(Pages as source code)
►

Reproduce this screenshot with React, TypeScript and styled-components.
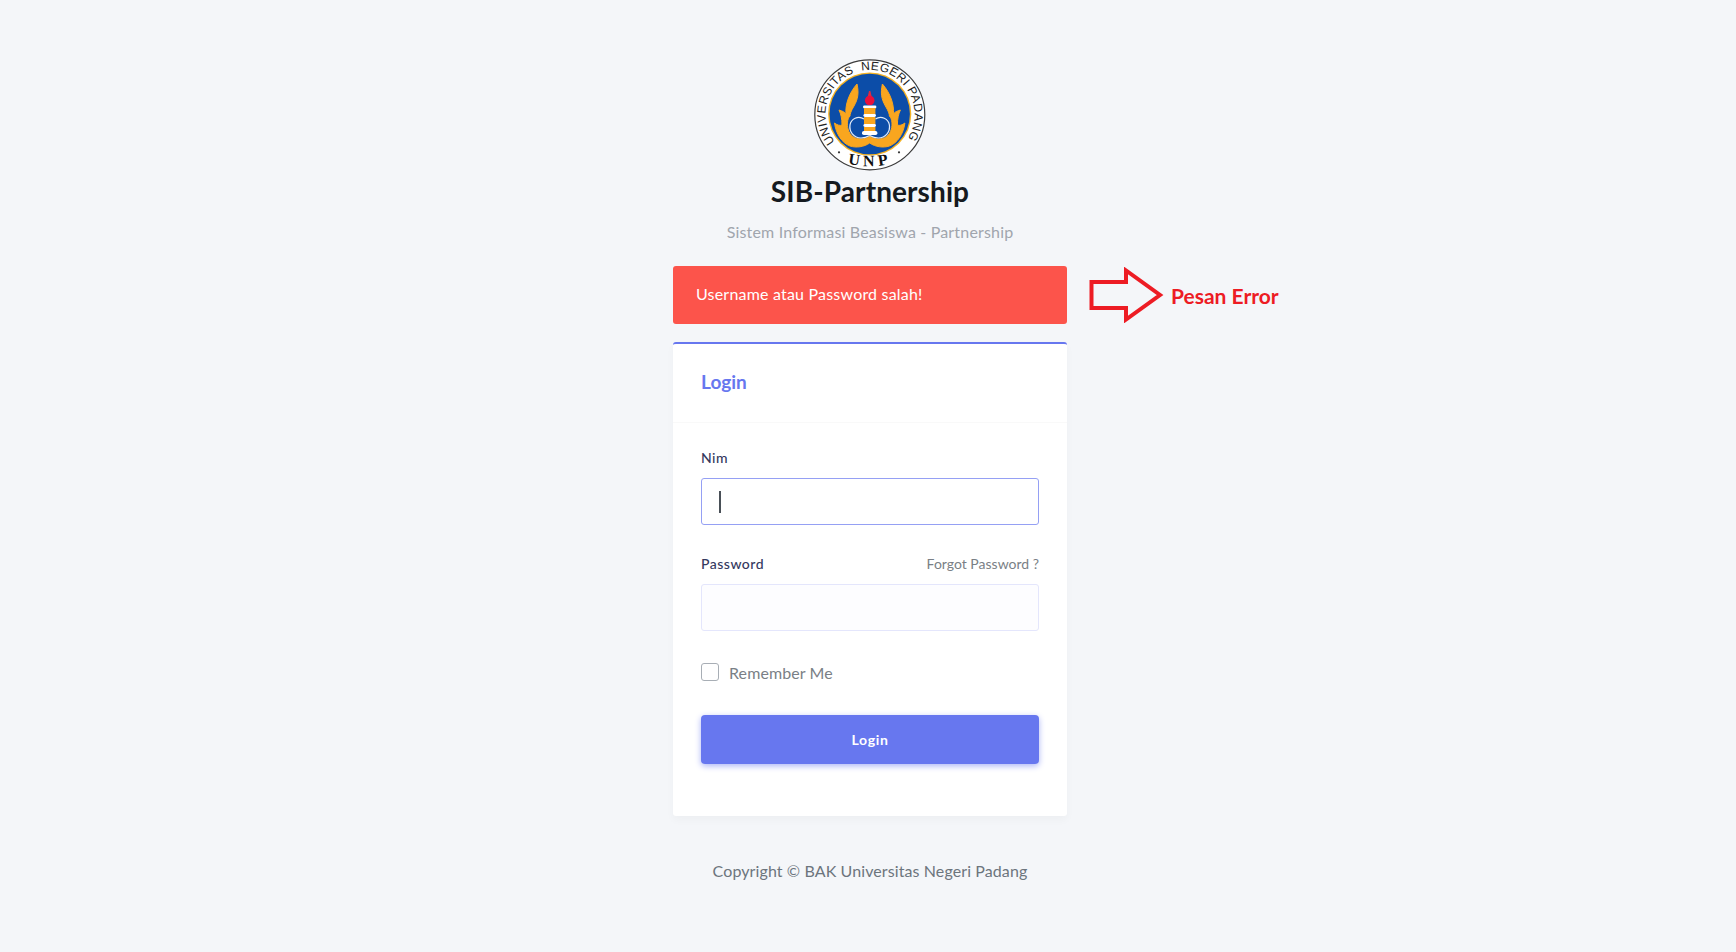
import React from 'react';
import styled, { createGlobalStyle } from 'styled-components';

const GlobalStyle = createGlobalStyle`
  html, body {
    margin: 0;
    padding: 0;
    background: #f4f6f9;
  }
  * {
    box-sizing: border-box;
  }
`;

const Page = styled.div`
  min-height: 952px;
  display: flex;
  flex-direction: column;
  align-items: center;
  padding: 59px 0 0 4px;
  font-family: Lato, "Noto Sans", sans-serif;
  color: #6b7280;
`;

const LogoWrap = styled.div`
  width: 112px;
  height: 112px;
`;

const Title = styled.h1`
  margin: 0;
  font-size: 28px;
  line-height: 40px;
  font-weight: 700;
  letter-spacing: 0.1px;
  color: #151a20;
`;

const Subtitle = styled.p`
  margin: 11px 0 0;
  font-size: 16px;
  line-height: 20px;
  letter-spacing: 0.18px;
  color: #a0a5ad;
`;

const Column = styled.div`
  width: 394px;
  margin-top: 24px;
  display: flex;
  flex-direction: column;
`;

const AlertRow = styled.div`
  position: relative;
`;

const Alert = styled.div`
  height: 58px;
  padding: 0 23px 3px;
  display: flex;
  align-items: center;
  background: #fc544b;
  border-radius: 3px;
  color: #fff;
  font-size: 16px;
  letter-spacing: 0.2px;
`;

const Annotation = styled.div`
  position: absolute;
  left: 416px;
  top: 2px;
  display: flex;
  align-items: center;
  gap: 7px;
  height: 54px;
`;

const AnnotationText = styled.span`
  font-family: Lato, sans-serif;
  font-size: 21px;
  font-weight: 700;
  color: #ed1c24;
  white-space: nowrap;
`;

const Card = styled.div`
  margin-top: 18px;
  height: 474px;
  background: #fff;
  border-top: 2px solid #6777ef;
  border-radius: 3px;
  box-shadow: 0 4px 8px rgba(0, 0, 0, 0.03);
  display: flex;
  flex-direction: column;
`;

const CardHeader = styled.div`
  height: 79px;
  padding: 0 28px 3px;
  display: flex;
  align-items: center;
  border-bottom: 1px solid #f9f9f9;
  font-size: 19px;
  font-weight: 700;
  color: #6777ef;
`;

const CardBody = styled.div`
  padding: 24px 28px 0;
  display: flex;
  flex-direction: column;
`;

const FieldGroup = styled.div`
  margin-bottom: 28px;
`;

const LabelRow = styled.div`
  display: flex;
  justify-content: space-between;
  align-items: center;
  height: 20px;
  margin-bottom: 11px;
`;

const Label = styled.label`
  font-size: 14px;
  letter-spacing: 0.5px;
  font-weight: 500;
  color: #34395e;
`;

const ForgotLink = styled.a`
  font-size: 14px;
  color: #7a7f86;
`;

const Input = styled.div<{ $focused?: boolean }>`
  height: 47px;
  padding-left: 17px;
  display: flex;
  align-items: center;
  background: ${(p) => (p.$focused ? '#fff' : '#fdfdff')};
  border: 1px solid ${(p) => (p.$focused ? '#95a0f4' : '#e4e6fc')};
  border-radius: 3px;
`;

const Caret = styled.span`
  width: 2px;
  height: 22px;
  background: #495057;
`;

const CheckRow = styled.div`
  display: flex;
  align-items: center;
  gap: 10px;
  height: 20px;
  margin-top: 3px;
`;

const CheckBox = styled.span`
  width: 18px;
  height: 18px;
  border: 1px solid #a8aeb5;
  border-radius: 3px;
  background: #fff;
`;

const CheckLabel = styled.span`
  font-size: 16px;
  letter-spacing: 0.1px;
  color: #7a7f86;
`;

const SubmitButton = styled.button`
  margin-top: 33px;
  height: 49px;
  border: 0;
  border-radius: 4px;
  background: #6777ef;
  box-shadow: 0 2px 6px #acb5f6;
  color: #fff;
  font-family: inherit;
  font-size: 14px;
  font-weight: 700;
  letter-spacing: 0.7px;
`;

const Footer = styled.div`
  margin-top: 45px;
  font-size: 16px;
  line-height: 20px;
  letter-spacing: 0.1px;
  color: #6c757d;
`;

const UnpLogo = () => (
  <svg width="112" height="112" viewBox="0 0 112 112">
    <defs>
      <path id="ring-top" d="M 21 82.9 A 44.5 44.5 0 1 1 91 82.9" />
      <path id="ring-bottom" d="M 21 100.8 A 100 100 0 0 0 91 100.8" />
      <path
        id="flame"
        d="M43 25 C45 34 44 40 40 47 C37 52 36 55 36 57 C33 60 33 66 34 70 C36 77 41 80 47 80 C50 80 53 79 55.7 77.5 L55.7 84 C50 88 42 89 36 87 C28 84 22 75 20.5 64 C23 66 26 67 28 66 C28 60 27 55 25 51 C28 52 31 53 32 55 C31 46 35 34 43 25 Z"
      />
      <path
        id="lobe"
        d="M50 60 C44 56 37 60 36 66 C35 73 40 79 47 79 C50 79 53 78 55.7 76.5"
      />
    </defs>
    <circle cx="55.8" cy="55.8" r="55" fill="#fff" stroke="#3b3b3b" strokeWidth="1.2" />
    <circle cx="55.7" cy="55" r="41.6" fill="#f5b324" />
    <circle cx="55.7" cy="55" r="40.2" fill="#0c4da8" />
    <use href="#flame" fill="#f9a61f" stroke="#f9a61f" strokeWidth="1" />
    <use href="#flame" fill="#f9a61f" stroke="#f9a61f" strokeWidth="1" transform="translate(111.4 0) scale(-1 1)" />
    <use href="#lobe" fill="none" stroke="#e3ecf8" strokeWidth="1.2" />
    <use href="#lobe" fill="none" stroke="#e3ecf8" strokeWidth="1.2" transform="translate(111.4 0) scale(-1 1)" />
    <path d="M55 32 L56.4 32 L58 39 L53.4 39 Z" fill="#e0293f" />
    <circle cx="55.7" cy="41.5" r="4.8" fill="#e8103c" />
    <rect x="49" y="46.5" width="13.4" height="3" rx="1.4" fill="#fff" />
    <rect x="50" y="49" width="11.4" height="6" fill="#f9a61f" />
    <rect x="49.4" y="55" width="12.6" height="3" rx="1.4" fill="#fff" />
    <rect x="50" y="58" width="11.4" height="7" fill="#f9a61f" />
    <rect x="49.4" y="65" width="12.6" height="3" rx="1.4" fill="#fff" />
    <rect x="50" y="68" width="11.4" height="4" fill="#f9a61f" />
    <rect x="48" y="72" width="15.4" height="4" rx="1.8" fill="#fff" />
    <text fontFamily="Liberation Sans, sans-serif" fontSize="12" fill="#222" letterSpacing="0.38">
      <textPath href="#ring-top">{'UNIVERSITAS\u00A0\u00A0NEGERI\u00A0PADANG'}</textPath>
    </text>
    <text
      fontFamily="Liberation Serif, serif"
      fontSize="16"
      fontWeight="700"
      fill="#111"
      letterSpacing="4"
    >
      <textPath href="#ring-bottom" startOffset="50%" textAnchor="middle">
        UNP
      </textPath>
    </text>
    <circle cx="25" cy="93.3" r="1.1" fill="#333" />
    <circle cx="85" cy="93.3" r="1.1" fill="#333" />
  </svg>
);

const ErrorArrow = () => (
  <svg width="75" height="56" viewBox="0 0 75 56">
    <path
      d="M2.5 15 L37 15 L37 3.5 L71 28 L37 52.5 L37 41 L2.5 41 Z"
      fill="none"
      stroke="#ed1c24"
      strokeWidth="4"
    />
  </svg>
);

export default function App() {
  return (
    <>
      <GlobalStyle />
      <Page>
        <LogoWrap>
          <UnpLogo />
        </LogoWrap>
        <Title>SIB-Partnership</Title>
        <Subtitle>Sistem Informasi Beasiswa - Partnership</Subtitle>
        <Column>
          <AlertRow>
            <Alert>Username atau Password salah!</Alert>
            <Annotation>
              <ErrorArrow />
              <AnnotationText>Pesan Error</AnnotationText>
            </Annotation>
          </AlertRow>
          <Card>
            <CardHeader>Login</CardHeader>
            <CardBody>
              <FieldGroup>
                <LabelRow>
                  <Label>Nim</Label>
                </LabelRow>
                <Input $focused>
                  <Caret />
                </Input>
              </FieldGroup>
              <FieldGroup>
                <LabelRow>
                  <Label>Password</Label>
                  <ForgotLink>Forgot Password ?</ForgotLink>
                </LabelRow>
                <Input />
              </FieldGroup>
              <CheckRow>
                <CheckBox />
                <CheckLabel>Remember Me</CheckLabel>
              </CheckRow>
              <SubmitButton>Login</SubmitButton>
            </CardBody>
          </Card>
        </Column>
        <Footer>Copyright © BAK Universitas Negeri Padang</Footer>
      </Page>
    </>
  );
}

◄
►

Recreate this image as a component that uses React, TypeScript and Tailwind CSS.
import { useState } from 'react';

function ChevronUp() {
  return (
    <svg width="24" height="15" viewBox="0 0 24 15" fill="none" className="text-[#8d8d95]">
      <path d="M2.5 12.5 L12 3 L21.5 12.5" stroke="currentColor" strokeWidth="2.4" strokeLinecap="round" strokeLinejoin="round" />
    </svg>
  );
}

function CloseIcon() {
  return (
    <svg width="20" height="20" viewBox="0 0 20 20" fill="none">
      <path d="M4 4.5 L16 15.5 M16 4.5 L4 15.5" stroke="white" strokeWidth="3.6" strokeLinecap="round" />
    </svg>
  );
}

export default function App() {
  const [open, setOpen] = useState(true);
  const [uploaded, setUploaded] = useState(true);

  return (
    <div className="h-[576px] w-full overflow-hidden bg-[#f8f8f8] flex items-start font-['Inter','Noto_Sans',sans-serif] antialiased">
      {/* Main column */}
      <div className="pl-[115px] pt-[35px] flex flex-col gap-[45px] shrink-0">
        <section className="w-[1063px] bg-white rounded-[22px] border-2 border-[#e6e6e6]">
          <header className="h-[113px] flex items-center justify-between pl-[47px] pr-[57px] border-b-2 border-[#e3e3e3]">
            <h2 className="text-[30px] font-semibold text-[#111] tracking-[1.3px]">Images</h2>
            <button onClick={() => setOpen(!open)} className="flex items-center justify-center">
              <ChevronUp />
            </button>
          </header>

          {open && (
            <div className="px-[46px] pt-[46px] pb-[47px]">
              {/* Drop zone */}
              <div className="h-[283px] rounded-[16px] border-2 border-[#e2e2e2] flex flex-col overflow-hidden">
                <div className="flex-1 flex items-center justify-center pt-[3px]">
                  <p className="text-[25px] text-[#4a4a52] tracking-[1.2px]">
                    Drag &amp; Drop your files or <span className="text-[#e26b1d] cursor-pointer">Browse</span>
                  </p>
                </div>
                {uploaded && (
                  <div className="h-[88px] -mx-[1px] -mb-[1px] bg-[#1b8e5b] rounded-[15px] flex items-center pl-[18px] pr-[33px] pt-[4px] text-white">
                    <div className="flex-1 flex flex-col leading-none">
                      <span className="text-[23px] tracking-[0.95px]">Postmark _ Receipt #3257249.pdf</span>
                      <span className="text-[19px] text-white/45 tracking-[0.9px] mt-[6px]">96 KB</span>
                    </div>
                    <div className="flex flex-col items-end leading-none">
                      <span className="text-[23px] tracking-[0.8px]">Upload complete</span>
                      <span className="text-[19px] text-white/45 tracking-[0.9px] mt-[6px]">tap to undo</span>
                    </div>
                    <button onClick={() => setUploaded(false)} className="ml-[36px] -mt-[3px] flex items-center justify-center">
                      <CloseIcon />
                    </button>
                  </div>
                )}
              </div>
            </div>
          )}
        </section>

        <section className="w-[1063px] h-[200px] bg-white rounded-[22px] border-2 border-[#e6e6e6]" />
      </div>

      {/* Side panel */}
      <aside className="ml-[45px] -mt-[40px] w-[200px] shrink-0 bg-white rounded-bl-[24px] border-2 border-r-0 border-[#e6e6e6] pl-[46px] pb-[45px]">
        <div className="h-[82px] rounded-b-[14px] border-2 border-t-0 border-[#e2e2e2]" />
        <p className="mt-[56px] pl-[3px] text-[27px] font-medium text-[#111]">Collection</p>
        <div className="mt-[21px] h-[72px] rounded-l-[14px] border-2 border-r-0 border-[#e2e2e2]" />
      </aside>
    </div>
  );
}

◄
►

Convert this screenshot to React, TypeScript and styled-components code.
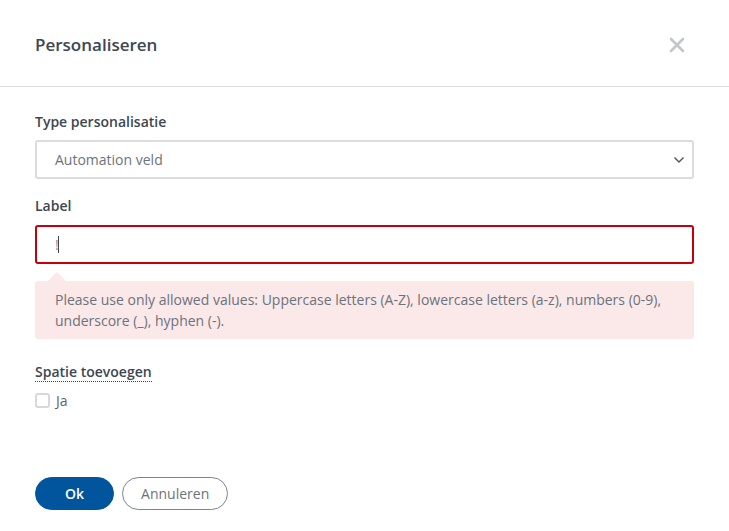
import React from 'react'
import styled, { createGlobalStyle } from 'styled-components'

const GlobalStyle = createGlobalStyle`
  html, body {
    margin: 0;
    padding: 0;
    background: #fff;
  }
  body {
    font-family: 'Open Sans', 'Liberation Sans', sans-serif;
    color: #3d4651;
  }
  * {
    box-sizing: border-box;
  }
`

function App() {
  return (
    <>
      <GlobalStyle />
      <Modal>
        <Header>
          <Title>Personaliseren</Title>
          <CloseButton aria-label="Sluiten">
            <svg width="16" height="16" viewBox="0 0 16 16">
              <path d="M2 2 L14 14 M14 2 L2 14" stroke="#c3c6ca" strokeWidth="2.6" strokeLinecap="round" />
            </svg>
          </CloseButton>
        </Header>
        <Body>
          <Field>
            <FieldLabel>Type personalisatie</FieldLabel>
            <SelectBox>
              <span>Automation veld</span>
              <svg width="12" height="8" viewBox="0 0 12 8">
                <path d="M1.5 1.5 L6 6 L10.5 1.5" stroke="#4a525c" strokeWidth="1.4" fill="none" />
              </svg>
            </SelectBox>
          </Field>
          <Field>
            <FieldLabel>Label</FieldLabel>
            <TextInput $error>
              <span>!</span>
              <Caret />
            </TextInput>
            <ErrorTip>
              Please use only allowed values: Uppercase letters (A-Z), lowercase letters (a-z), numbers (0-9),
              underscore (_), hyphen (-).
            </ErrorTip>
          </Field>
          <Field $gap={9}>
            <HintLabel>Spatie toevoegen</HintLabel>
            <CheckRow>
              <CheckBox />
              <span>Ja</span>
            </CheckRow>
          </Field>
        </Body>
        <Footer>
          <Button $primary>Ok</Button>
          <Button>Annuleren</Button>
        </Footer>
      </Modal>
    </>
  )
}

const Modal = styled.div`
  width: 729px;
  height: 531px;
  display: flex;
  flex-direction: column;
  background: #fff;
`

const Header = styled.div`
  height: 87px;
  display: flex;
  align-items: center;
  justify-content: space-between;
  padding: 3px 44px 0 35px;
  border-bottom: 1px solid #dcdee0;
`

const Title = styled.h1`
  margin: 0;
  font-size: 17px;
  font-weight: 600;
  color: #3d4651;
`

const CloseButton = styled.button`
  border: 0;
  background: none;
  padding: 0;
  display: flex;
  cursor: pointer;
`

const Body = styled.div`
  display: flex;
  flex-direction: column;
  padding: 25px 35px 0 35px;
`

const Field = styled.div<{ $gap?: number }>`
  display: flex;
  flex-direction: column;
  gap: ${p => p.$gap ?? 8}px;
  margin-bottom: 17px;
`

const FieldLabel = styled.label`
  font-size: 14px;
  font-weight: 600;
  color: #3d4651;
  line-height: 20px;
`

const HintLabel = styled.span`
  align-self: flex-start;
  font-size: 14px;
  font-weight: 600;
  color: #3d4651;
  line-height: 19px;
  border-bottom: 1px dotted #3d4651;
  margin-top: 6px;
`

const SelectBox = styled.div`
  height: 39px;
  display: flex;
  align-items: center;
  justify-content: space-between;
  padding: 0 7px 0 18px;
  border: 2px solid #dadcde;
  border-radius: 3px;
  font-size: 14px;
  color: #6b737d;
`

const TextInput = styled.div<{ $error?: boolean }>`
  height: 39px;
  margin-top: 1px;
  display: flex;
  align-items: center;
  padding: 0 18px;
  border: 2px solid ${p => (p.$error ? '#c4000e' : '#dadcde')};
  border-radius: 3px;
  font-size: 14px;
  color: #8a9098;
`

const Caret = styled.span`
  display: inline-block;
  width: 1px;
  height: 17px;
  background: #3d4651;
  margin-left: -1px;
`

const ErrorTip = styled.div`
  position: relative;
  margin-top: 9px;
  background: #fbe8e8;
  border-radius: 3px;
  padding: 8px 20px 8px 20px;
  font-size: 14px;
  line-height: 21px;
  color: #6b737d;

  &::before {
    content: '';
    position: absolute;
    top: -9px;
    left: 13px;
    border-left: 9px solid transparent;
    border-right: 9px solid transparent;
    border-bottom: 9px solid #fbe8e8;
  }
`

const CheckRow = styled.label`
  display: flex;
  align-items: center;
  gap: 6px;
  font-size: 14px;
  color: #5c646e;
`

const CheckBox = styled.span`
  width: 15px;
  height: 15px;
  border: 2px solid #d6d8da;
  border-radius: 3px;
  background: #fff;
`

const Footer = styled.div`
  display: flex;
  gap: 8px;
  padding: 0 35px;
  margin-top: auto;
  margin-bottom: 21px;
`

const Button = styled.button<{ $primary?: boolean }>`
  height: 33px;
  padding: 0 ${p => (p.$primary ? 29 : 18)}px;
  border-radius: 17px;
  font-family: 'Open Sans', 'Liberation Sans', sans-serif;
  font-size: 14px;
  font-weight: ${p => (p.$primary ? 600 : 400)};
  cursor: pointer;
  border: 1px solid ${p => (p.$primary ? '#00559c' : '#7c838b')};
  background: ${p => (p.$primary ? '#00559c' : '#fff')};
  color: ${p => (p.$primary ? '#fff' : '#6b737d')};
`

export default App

◄

■ **Exercise aim**
Extract from the material all lines containing the string "screenshot".

■ **Reply to the task**
Reproduce this screenshot with React, TypeScript and styled-components.
Convert this screenshot to React, TypeScript and styled-components code.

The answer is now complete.